- _Exercise instructions_: Start with the line that contains "Generate a component" and end with the line that contains "const cols = 'grid"; retype those lines and the ones between them exactly, without any pictures.

- _Data records_:
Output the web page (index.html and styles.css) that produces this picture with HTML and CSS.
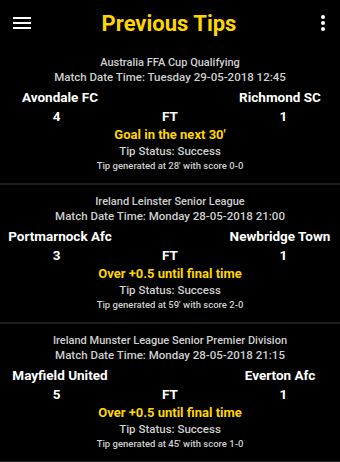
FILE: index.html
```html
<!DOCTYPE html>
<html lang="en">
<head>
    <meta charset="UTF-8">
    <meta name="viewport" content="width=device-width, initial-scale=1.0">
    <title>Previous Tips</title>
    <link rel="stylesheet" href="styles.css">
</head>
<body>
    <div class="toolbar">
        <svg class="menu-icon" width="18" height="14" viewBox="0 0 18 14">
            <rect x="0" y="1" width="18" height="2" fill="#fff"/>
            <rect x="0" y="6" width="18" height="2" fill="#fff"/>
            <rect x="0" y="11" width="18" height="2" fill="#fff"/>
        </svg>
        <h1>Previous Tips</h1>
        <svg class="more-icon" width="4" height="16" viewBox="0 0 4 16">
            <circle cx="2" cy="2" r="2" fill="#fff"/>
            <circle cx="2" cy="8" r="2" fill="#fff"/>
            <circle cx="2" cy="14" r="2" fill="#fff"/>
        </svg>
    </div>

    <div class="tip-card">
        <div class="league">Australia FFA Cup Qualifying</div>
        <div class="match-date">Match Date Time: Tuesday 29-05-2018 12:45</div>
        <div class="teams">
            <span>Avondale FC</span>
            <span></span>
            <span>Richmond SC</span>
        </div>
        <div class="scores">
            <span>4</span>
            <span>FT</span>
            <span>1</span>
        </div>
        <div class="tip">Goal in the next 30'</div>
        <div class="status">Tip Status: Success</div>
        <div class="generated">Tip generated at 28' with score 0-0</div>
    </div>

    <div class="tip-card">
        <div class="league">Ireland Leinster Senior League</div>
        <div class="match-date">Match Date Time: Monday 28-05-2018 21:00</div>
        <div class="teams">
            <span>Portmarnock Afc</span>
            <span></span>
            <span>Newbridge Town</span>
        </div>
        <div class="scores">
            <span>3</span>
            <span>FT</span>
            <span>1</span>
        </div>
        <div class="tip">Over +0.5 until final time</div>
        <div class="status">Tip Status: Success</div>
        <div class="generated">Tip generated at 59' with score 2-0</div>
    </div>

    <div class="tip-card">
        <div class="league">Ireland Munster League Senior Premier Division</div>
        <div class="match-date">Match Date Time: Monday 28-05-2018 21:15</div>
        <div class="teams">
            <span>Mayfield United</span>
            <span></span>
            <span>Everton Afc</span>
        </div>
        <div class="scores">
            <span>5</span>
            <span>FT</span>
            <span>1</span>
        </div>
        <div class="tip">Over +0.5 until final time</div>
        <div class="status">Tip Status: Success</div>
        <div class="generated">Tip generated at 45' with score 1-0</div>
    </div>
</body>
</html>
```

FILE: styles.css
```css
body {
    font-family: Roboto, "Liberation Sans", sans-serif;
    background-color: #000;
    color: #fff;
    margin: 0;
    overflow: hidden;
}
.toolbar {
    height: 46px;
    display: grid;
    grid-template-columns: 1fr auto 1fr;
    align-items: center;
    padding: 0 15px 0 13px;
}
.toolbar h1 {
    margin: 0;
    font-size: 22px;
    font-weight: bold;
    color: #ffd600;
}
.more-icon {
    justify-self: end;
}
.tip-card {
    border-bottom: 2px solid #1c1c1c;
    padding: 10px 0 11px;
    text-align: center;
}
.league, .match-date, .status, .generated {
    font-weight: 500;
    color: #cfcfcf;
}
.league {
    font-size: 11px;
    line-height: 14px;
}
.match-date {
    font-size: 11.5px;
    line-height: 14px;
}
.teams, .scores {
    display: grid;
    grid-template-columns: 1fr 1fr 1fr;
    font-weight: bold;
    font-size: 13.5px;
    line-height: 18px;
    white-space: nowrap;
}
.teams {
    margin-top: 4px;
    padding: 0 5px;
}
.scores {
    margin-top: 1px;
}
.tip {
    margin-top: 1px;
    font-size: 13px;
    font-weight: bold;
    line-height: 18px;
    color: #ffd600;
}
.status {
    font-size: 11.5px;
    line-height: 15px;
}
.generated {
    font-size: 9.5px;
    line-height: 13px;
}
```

==

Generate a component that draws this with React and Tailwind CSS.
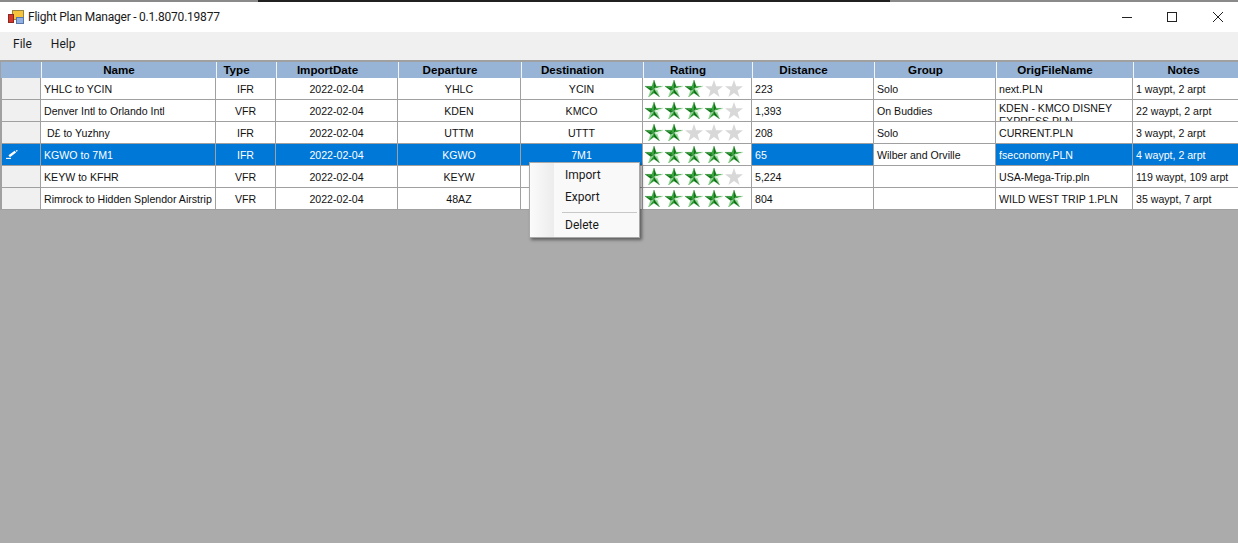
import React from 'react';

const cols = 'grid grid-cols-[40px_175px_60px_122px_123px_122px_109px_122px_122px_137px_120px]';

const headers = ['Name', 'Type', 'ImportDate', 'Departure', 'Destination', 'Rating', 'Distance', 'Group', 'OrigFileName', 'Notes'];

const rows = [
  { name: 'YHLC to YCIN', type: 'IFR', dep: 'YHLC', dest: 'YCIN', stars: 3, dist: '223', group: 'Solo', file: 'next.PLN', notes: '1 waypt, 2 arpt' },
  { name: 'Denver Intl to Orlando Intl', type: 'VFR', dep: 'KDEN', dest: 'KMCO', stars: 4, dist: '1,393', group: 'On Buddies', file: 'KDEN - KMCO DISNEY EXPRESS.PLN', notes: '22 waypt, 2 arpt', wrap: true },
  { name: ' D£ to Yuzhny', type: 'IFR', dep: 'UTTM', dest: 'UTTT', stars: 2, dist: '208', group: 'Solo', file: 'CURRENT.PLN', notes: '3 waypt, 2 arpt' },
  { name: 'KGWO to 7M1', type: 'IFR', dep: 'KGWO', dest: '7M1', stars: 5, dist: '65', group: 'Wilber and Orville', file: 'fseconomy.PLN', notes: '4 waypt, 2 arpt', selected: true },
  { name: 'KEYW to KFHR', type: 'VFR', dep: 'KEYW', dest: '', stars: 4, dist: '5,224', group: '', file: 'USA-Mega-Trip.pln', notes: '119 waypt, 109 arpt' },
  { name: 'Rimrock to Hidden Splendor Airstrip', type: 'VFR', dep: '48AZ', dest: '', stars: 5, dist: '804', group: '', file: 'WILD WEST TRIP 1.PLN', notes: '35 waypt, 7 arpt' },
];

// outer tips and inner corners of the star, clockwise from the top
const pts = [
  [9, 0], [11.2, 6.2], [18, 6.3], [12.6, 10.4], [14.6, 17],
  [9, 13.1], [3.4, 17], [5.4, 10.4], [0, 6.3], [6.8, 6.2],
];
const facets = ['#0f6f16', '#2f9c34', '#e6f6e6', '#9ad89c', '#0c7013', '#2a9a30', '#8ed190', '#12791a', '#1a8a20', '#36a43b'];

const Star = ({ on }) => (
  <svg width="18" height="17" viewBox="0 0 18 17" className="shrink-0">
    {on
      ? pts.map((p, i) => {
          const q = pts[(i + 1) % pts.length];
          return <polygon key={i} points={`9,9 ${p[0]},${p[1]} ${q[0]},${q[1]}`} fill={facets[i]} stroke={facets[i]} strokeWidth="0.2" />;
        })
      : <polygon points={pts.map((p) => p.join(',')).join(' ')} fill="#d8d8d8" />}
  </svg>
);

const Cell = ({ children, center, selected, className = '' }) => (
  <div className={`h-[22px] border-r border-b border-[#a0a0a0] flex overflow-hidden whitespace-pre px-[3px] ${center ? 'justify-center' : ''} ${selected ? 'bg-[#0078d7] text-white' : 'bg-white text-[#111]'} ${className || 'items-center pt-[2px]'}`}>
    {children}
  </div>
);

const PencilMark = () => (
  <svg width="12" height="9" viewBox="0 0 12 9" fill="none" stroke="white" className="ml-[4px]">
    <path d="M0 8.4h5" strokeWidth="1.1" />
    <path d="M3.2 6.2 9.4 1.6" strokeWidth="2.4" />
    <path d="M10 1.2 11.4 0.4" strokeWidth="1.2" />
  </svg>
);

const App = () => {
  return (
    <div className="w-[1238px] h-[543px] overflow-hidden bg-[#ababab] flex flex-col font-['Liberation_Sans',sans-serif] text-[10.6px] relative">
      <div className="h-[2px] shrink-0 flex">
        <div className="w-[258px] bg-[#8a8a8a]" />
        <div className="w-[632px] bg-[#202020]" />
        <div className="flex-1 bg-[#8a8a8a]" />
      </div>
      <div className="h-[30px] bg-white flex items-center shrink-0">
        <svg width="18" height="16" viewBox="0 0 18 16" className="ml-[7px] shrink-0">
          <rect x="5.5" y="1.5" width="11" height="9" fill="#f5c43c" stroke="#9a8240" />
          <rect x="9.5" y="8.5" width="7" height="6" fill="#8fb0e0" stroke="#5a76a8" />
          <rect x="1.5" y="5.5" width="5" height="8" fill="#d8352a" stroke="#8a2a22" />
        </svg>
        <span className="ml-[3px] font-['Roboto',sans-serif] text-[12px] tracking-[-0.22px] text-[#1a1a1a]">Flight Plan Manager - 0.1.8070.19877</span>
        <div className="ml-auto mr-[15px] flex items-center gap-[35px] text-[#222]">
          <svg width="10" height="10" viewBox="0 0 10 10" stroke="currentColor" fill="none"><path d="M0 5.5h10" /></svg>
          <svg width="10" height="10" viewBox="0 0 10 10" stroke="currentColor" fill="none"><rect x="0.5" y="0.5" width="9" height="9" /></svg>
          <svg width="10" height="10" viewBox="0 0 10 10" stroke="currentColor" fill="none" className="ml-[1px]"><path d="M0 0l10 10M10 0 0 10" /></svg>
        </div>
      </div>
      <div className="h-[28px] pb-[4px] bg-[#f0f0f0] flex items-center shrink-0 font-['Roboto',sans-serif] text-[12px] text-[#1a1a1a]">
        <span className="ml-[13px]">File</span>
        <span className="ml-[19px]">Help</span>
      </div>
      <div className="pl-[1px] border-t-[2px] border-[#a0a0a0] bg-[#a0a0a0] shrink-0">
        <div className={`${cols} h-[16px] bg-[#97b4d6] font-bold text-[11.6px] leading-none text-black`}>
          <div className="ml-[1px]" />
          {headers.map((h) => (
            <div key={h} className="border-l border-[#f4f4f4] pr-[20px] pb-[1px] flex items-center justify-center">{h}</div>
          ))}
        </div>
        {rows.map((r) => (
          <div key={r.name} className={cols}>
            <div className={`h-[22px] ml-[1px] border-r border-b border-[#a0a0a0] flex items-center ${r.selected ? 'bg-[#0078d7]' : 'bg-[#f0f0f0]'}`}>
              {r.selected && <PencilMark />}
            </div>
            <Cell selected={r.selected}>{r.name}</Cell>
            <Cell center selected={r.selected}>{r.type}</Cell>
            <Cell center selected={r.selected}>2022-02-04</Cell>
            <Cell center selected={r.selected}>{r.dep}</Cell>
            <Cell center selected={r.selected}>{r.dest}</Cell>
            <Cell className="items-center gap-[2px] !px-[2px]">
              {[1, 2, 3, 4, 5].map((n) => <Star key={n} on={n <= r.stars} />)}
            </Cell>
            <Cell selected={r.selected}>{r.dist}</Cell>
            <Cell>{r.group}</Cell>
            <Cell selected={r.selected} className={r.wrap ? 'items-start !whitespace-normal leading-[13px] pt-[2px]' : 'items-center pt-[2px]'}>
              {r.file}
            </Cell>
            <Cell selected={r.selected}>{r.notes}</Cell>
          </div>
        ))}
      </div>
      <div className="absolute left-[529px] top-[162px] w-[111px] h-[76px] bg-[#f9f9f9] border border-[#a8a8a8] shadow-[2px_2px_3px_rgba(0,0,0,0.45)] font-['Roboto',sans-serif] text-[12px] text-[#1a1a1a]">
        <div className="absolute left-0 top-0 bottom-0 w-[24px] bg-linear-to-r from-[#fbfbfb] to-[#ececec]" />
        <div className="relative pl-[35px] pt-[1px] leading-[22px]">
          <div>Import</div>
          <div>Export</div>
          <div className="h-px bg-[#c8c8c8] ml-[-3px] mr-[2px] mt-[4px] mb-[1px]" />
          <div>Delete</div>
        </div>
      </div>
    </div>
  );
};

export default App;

- _Expected answer_:
Generate a component that draws this with React and Tailwind CSS.
import React from 'react';

const cols = 'grid grid-cols-[40px_175px_60px_122px_123px_122px_109px_122px_122px_137px_120px]';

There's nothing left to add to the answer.